## Description of the task:
Find the line with "Emit a component" and the line with "['w-[55px]', 'w-[61px]', 'w-[56px]', 'w-[59px]', 'w-[56px]'];", then repeat both of them and every line in between exactly. Omit the pictures.

Records from a data source
# # # # #

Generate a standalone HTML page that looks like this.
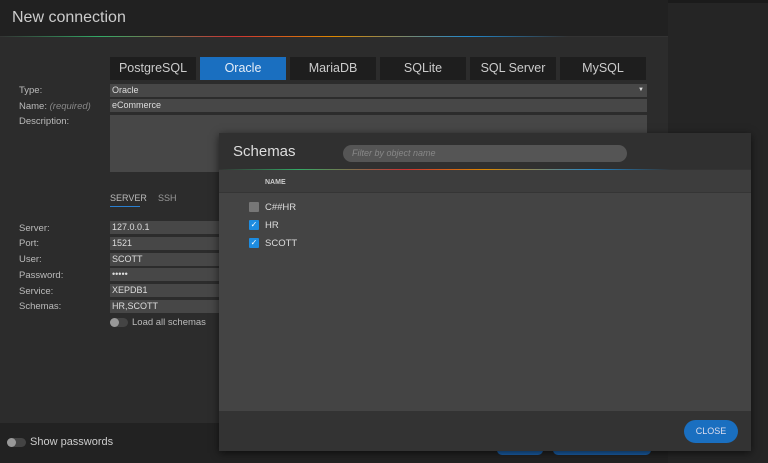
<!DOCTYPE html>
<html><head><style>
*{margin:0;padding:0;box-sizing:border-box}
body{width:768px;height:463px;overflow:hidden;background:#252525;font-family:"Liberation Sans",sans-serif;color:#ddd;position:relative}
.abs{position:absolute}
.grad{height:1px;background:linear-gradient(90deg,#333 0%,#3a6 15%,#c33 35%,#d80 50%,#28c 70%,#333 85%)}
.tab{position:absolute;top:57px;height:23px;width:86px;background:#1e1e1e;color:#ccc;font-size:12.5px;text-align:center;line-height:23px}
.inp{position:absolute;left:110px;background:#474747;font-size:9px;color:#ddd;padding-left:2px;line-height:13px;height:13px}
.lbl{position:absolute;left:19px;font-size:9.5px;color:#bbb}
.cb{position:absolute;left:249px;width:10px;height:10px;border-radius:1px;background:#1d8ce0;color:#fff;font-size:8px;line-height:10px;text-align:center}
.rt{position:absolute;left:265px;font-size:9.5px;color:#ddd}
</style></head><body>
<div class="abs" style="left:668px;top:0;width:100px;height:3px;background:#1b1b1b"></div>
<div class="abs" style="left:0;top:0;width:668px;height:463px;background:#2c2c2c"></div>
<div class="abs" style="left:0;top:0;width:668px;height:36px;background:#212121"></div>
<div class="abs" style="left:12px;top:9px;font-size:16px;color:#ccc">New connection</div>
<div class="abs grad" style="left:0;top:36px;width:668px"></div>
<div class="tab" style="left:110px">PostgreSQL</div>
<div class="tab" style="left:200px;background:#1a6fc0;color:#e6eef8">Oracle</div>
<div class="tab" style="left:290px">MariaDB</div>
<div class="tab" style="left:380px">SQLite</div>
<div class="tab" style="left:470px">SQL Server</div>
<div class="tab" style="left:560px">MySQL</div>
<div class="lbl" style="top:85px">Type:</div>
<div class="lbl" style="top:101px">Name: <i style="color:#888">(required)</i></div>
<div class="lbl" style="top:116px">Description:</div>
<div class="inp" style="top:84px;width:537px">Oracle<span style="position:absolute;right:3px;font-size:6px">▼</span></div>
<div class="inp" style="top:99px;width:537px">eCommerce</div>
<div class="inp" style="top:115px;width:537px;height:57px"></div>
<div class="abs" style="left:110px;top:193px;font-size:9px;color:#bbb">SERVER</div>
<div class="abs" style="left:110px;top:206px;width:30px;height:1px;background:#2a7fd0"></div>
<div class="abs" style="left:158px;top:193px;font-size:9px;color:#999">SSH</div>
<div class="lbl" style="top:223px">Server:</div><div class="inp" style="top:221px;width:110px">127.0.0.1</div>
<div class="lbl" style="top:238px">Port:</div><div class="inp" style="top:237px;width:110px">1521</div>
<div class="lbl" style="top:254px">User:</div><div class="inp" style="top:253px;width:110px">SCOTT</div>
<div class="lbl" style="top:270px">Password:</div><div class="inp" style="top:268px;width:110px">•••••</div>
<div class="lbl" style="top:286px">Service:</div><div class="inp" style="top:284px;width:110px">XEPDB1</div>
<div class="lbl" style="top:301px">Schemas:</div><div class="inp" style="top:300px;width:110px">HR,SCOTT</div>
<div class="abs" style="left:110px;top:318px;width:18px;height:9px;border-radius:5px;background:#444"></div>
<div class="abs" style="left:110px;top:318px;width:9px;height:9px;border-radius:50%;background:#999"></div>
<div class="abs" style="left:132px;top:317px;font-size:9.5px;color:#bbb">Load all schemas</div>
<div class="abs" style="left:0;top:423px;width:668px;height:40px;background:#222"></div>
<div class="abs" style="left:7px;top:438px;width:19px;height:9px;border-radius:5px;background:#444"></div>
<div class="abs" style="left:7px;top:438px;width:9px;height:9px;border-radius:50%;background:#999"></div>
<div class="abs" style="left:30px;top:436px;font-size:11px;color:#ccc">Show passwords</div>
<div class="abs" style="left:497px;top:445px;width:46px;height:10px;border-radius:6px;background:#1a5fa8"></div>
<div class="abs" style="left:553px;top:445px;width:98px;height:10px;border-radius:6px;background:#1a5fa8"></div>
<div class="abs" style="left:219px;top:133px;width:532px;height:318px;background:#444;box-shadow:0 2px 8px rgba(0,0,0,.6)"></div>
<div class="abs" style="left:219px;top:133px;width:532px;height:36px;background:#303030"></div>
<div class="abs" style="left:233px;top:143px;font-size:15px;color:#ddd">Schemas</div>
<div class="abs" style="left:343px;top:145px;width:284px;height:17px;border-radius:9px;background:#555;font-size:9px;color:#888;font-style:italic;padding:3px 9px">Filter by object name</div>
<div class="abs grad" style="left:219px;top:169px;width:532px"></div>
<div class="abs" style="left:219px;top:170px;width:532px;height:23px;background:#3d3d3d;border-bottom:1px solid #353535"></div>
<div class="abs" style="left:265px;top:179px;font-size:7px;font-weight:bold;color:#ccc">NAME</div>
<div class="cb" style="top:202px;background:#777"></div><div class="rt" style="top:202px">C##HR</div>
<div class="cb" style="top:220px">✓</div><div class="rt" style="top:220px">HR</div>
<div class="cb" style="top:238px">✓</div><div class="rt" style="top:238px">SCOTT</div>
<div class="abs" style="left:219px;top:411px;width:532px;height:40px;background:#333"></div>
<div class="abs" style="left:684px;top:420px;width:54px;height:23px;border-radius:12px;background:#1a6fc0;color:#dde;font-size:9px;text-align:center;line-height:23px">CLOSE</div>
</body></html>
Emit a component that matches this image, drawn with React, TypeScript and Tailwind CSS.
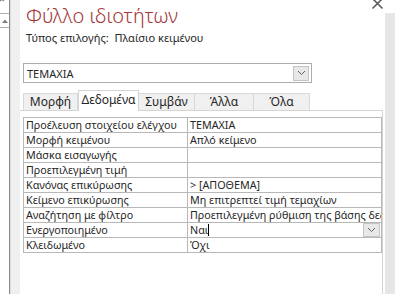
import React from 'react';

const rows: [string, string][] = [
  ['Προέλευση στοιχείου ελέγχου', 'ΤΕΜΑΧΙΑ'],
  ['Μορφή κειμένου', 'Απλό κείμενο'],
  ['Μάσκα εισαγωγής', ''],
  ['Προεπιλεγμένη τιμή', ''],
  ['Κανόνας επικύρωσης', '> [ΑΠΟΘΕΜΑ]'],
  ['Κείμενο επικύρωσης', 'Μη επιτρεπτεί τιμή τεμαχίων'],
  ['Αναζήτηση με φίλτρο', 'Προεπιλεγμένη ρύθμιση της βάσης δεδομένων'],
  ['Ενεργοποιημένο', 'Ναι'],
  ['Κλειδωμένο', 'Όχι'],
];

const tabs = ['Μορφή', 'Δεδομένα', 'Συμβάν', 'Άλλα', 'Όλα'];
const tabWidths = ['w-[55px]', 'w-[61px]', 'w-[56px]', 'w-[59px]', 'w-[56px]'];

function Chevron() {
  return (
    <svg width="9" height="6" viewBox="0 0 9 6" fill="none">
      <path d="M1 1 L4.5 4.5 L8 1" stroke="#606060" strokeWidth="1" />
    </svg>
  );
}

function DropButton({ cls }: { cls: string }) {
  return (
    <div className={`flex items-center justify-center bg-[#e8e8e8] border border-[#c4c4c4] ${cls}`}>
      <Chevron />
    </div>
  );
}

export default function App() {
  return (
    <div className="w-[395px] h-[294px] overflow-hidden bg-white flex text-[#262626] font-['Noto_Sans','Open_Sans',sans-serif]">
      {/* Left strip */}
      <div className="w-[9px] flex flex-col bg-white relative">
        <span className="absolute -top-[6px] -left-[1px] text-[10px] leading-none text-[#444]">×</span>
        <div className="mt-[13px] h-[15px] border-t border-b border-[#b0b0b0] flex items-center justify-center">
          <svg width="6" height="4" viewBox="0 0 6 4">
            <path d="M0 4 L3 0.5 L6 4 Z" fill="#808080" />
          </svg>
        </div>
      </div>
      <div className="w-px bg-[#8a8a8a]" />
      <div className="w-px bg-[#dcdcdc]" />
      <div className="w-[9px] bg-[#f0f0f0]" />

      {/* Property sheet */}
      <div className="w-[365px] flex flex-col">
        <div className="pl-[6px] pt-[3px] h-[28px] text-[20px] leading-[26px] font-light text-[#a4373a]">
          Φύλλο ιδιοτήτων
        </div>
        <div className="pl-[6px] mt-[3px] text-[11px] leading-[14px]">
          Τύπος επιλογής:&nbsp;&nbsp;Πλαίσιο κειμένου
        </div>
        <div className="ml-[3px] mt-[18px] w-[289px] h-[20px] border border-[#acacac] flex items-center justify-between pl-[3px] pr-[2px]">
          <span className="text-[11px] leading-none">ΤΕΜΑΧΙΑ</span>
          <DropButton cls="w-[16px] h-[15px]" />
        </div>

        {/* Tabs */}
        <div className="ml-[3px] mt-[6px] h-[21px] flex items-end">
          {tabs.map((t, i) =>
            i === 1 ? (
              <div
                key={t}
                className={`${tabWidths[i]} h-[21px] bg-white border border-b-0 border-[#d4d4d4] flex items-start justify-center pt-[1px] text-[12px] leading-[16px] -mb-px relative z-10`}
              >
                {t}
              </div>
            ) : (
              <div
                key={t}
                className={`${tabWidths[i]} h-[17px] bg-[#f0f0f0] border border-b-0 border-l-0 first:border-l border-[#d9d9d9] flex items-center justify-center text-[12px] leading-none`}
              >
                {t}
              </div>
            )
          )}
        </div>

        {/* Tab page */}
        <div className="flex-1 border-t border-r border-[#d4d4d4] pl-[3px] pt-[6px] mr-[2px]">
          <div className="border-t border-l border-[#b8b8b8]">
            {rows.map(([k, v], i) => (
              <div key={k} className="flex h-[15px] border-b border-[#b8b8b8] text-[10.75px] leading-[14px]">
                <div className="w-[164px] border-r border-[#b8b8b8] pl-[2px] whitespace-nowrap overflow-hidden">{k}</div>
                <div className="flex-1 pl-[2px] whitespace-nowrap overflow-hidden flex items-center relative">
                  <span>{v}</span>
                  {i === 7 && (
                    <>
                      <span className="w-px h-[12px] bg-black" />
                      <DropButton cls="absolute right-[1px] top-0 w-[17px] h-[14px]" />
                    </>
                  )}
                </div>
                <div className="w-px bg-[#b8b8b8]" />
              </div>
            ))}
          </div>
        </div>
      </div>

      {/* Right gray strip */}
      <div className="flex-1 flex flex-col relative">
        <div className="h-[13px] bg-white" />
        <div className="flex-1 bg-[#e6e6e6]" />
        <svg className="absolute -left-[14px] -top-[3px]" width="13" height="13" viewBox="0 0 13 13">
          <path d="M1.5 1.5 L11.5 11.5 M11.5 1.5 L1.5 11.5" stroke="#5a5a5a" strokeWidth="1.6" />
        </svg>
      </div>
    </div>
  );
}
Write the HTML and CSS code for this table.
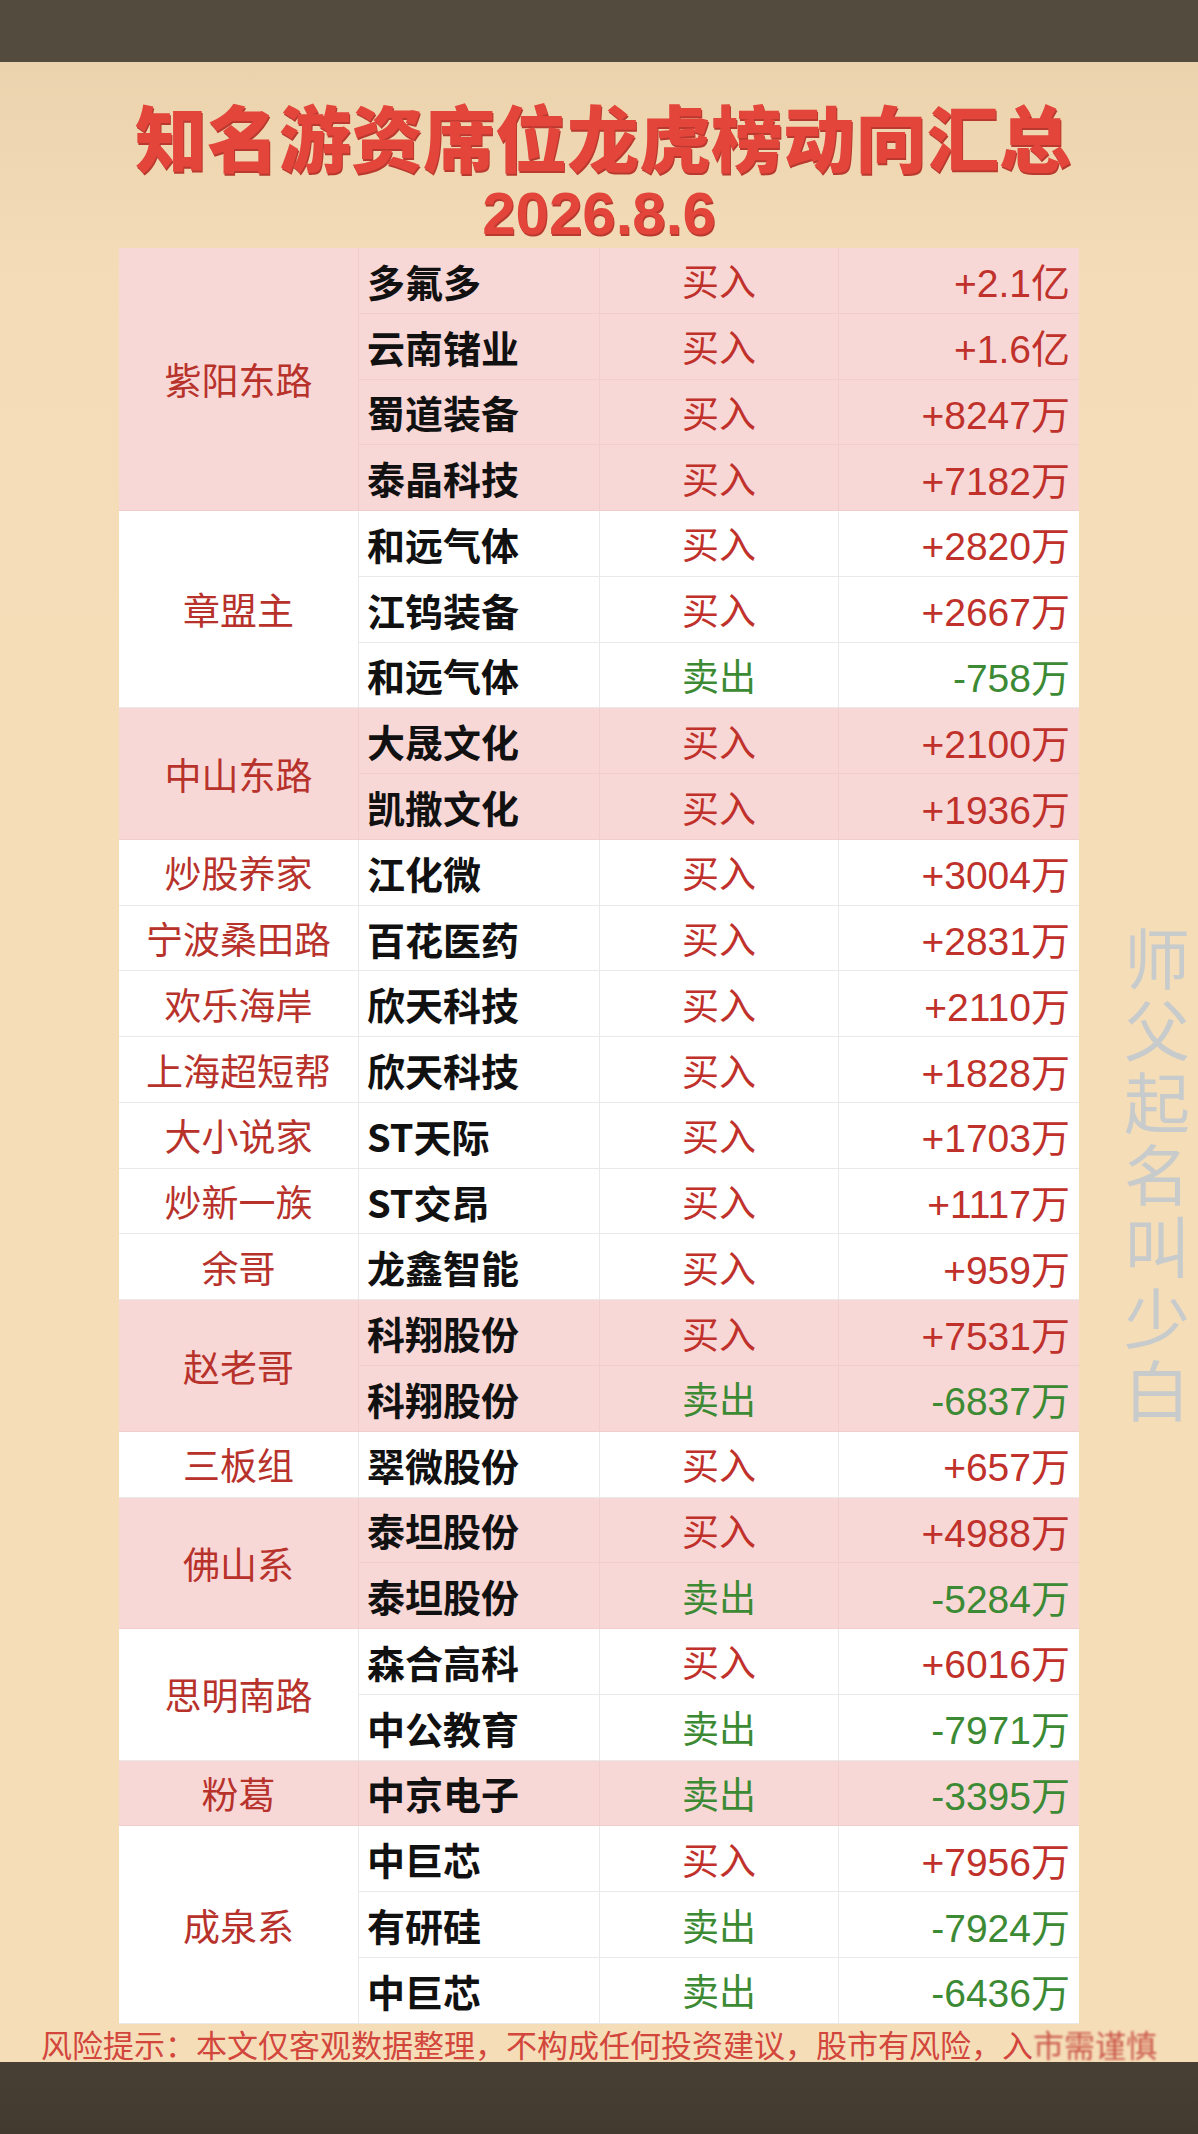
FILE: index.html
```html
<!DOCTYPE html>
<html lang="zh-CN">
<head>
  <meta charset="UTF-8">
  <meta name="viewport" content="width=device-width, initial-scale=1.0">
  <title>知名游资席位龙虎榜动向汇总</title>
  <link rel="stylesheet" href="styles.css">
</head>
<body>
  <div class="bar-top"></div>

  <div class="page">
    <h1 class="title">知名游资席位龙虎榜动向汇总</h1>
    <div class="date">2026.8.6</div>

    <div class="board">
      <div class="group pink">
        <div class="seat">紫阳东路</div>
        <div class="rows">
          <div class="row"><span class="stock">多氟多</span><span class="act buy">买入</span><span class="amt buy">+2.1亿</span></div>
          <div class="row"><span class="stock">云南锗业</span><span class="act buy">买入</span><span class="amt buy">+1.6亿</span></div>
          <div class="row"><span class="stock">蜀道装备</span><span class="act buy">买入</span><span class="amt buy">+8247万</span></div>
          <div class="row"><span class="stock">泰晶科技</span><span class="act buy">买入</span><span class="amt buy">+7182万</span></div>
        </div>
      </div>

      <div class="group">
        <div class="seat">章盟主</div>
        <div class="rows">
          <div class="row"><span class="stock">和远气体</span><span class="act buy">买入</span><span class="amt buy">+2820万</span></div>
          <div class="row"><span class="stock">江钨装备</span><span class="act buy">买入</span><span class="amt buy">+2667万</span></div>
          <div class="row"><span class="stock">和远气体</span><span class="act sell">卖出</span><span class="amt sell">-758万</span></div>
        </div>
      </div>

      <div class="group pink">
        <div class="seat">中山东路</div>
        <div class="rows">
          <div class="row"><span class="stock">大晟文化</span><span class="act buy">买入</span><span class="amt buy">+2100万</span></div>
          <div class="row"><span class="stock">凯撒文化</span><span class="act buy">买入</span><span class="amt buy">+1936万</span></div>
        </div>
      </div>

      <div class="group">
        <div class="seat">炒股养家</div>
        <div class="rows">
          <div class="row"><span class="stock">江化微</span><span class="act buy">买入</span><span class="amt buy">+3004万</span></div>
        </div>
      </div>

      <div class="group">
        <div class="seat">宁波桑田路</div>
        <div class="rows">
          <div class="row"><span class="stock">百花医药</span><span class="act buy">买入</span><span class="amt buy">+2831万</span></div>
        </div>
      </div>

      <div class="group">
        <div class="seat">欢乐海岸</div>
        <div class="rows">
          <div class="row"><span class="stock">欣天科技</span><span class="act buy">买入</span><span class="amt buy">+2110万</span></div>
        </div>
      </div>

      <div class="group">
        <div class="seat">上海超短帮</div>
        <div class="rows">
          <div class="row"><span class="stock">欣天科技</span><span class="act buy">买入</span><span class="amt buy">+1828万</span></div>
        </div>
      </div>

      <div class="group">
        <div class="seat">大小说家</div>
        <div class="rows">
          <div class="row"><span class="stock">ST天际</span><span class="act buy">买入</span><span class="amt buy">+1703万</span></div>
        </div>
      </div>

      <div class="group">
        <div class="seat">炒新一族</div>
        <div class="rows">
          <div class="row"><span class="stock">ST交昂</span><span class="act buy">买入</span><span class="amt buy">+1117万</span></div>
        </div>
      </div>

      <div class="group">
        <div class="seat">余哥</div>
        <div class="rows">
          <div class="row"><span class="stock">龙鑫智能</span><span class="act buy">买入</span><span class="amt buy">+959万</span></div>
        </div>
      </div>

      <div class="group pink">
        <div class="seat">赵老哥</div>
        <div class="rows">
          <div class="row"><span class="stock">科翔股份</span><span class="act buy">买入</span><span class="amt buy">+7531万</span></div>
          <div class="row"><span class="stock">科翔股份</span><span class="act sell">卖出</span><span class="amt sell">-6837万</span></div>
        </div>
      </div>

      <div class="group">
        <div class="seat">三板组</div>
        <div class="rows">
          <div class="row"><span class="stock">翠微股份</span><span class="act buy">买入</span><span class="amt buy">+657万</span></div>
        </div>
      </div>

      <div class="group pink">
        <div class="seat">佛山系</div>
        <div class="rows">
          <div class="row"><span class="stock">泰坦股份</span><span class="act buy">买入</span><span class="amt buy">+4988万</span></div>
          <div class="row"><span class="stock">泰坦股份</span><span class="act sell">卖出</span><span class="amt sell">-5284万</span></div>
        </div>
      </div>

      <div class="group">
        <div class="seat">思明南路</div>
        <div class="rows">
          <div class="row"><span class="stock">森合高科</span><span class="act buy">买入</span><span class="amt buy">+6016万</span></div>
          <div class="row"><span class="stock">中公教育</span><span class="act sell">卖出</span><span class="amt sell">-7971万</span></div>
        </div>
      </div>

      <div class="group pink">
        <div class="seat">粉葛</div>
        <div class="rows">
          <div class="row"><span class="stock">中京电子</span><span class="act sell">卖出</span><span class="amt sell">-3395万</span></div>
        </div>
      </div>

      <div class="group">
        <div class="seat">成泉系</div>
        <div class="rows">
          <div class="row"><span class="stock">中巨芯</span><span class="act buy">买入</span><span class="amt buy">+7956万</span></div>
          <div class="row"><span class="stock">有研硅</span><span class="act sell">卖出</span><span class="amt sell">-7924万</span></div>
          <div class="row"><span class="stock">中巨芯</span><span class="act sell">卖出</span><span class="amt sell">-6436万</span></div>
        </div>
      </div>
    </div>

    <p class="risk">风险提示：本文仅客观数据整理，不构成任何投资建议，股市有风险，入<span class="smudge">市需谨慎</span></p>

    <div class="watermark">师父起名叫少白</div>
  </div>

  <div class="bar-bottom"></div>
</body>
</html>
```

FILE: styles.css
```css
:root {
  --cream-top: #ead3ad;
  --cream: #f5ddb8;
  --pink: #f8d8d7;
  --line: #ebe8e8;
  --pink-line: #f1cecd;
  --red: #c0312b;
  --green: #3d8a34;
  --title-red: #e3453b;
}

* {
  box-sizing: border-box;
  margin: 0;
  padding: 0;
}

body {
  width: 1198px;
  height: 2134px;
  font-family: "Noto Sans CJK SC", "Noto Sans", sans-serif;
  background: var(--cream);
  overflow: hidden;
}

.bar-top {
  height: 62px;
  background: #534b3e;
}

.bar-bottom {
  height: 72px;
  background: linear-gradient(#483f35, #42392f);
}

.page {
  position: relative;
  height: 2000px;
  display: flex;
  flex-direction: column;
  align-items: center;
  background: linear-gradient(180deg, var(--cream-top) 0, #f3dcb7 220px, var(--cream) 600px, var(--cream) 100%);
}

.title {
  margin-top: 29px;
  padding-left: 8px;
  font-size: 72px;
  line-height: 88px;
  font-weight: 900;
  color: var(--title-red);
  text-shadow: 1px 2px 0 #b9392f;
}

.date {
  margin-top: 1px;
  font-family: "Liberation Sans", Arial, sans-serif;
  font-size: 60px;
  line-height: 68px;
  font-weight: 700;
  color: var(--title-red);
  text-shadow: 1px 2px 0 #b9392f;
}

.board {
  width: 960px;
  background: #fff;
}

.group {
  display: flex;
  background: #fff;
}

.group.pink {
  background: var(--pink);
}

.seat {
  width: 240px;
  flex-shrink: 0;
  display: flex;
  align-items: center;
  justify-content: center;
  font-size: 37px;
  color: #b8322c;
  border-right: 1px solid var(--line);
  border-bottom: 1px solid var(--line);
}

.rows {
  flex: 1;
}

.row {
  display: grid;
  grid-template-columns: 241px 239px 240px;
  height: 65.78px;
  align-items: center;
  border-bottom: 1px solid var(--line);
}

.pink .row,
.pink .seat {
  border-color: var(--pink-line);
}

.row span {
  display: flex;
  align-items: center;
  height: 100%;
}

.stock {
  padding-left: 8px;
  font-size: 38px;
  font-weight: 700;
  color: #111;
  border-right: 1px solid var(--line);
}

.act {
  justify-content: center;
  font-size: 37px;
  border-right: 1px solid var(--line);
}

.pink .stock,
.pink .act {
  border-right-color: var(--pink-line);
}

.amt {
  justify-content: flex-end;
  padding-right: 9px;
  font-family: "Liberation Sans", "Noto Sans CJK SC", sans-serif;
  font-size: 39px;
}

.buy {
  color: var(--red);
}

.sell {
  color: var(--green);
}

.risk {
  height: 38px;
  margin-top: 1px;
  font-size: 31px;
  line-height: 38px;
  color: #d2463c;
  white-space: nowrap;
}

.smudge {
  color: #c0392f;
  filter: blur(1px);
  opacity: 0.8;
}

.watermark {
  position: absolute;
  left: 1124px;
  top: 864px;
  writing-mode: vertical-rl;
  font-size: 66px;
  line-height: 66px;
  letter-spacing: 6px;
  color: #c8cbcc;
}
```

# # # # #

## Exercise response:
Emit a component that matches this image, drawn with React, TypeScript and Tailwind CSS.
import React from 'react';

const rows: [string, string][] = [
  ['Προέλευση στοιχείου ελέγχου', 'ΤΕΜΑΧΙΑ'],
  ['Μορφή κειμένου', 'Απλό κείμενο'],
  ['Μάσκα εισαγωγής', ''],
  ['Προεπιλεγμένη τιμή', ''],
  ['Κανόνας επικύρωσης', '> [ΑΠΟΘΕΜΑ]'],
  ['Κείμενο επικύρωσης', 'Μη επιτρεπτεί τιμή τεμαχίων'],
  ['Αναζήτηση με φίλτρο', 'Προεπιλεγμένη ρύθμιση της βάσης δεδομένων'],
  ['Ενεργοποιημένο', 'Ναι'],
  ['Κλειδωμένο', 'Όχι'],
];

const tabs = ['Μορφή', 'Δεδομένα', 'Συμβάν', 'Άλλα', 'Όλα'];
const tabWidths = ['w-[55px]', 'w-[61px]', 'w-[56px]', 'w-[59px]', 'w-[56px]'];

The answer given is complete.